• _YOUR OBJECTIVE_
Strip the pictures and reproduce the rest of the listing exactly.

— start SOURCE EXCERPT —

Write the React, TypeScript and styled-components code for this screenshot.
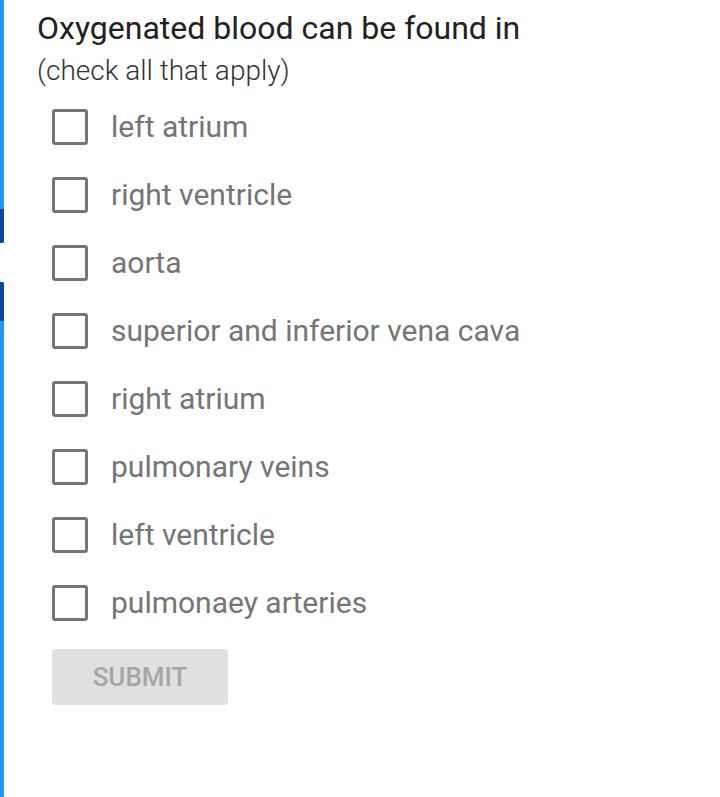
import React from "react";
import styled, { createGlobalStyle } from "styled-components";

const Global = createGlobalStyle`
  html, body { margin: 0; padding: 0; background: #fff; }
  body { font-family: Roboto, "Noto Sans", sans-serif; }
`;

const Page = styled.div`
  display: flex;
  min-height: 797px;
  width: 720px;
`;

const SideBar = styled.div`
  width: 4px;
  flex: none;
  display: flex;
  flex-direction: column;
  background: #2196f3;
`;

const BarSpacer = styled.div<{ $h: number }>`
  height: ${(p) => p.$h}px;
  flex: none;
`;

const BarDark = styled.div<{ $h: number; $pos: "top" | "bottom" }>`
  height: ${(p) => p.$h}px;
  background: #0d47a1;
  border-${(p) => (p.$pos === "top" ? "bottom-right" : "top-right")}-radius: 3px;
  flex: none;
`;

const BarGap = styled.div`
  height: 39px;
  background: #fff;
  flex: none;
`;

const Content = styled.div`
  flex: 1;
  padding: 8px 0 0 33px;
  display: flex;
  flex-direction: column;
`;

const Title = styled.h1`
  margin: 0;
  font-size: 32px;
  font-weight: 400;
  color: #212121;
  line-height: 40px;
`;

const Hint = styled.div`
  margin-top: 6px;
  font-size: 28px;
  color: #333;
  line-height: 34px;
  font-weight: 300;
`;

const List = styled.div`
  display: flex;
  flex-direction: column;
  margin-top: 5px;
  padding-left: 15px;
`;

const Row = styled.label`
  display: flex;
  align-items: center;
  height: 68px;
  gap: 23px;
  cursor: pointer;
`;

const Box = styled.span`
  width: 36px;
  height: 36px;
  box-sizing: border-box;
  border: 3px solid #757575;
  border-radius: 3px;
  flex: none;
`;

const Label = styled.span`
  font-size: 30px;
  line-height: 36px;
  color: #757575;
`;

const Submit = styled.button`
  margin: 12px 0 0 15px;
  width: 176px;
  height: 56px;
  border: none;
  border-radius: 3px;
  background: #e0e0e0;
  color: #a6a6a6;
  font-family: Roboto, sans-serif;
  font-size: 26px;
  font-weight: 500;
  align-self: flex-start;
`;

const options = [
  "left atrium",
  "right ventricle",
  "aorta",
  "superior and inferior vena cava",
  "right atrium",
  "pulmonary veins",
  "left ventricle",
  "pulmonaey arteries",
];

export default function App() {
  return (
    <Page>
      <Global />
      <SideBar>
        <BarSpacer $h={209} />
        <BarDark $h={34} $pos="top" />
        <BarGap />
        <BarDark $h={39} $pos="bottom" />
      </SideBar>
      <Content>
        <Title>Oxygenated blood can be found in</Title>
        <Hint>(check all that apply)</Hint>
        <List>
          {options.map((o) => (
            <Row key={o}>
              <Box />
              <Label>{o}</Label>
            </Row>
          ))}
        </List>
        <Submit disabled>SUBMIT</Submit>
      </Content>
    </Page>
  );
}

— end SOURCE EXCERPT —

• _EXERCISE RESULT_
Write the React, TypeScript and styled-components code for this screenshot.
import React from "react";
import styled, { createGlobalStyle } from "styled-components";

const Global = createGlobalStyle`
  html, body { margin: 0; padding: 0; background: #fff; }
  body { font-family: Roboto, "Noto Sans", sans-serif; }
`;

const Page = styled.div`
  display: flex;
  min-height: 797px;
  width: 720px;
`;

const SideBar = styled.div`
  width: 4px;
  flex: none;
  display: flex;
  flex-direction: column;
  background: #2196f3;
`;

const BarSpacer = styled.div<{ $h: number }>`
  height: ${(p) => p.$h}px;
  flex: none;
`;

const BarDark = styled.div<{ $h: number; $pos: "top" | "bottom" }>`
  height: ${(p) => p.$h}px;
  background: #0d47a1;
  border-${(p) => (p.$pos === "top" ? "bottom-right" : "top-right")}-radius: 3px;
  flex: none;
`;

const BarGap = styled.div`
  height: 39px;
  background: #fff;
  flex: none;
`;

const Content = styled.div`
  flex: 1;
  padding: 8px 0 0 33px;
  display: flex;
  flex-direction: column;
`;

const Title = styled.h1`
  margin: 0;
  font-size: 32px;
  font-weight: 400;
  color: #212121;
  line-height: 40px;
`;

const Hint = styled.div`
  margin-top: 6px;
  font-size: 28px;
  color: #333;
  line-height: 34px;
  font-weight: 300;
`;

const List = styled.div`
  display: flex;
  flex-direction: column;
  margin-top: 5px;
  padding-left: 15px;
`;

const Row = styled.label`
  display: flex;
  align-items: center;
  height: 68px;
  gap: 23px;
  cursor: pointer;
`;

const Box = styled.span`
  width: 36px;
  height: 36px;
  box-sizing: border-box;
  border: 3px solid #757575;
  border-radius: 3px;
  flex: none;
`;

const Label = styled.span`
  font-size: 30px;
  line-height: 36px;
  color: #757575;
`;

const Submit = styled.button`
  margin: 12px 0 0 15px;
  width: 176px;
  height: 56px;
  border: none;
  border-radius: 3px;
  background: #e0e0e0;
  color: #a6a6a6;
  font-family: Roboto, sans-serif;
  font-size: 26px;
  font-weight: 500;
  align-self: flex-start;
`;

const options = [
  "left atrium",
  "right ventricle",
  "aorta",
  "superior and inferior vena cava",
  "right atrium",
  "pulmonary veins",
  "left ventricle",
  "pulmonaey arteries",
];

export default function App() {
  return (
    <Page>
      <Global />
      <SideBar>
        <BarSpacer $h={209} />
        <BarDark $h={34} $pos="top" />
        <BarGap />
        <BarDark $h={39} $pos="bottom" />
      </SideBar>
      <Content>
        <Title>Oxygenated blood can be found in</Title>
        <Hint>(check all that apply)</Hint>
        <List>
          {options.map((o) => (
            <Row key={o}>
              <Box />
              <Label>{o}</Label>
            </Row>
          ))}
        </List>
        <Submit disabled>SUBMIT</Submit>
      </Content>
    </Page>
  );
}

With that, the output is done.